Rethinking the overall approach

Ransomware resiliency and data integrity require a whole new approach to disaster recovery, one that elevates the importance of protecting data across people, processes, and technology—with no silos. This is because no single technology or “thing to plug in” can solve ransomware; nor can any amount of money protect against it.

Rebuild: A new no-silo approach

Accenture has developed a new approach we call ‘Ransomware Resilience.’ It combines the benefits of on-premises ownership (immediate response) and the scalability, performance and security of cloud. We’ve also stopped focusing on secure backups and restoration as a part of recovery and instead are focusing on a new approach that rearchitects, strengthens and fortifies the entire environment.

In our experience, this helps organizations avoid paying ransomware and rebuild and get back into business much faster. We’ve helped clients restore within hours* with this new approach. Clients love it, since it’s more reasonable to rebuild than to figure out how to send Bitcoins and/or file reimbursement claims with a cyber insurance provider.

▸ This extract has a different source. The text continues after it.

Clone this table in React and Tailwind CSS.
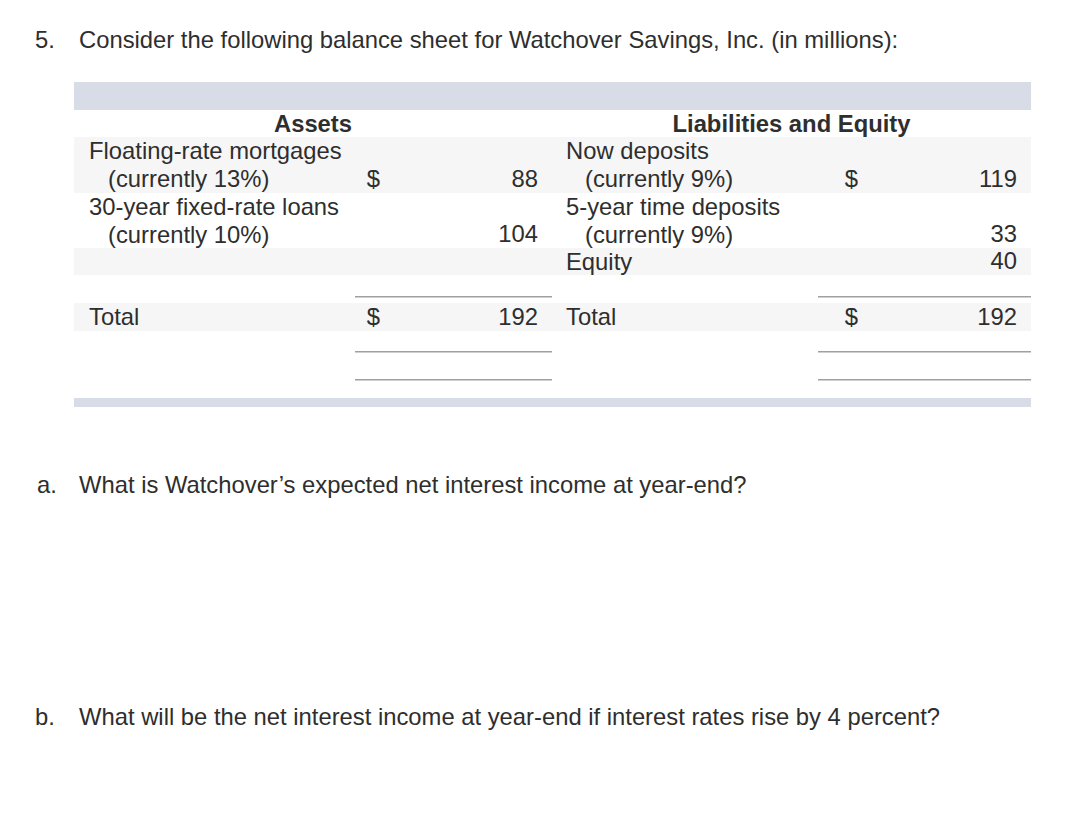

As a community, we should merge incident response, data security, digital identity, network security and disaster recovery to be able to quickly rebuild after a ransomware attack. Whether we call this approach “Disaster Recovery 2.0” or Ransomware Resilience the time has come to think about data and to architect better.

Actually, that time came about four years ago with Bitcoin, it’s time to get moving. I like ransomware resilience myself.

*Rebuild timeframe is dependent upon individual client risk tolerance, industry, rebuild architecture, project scope and resources.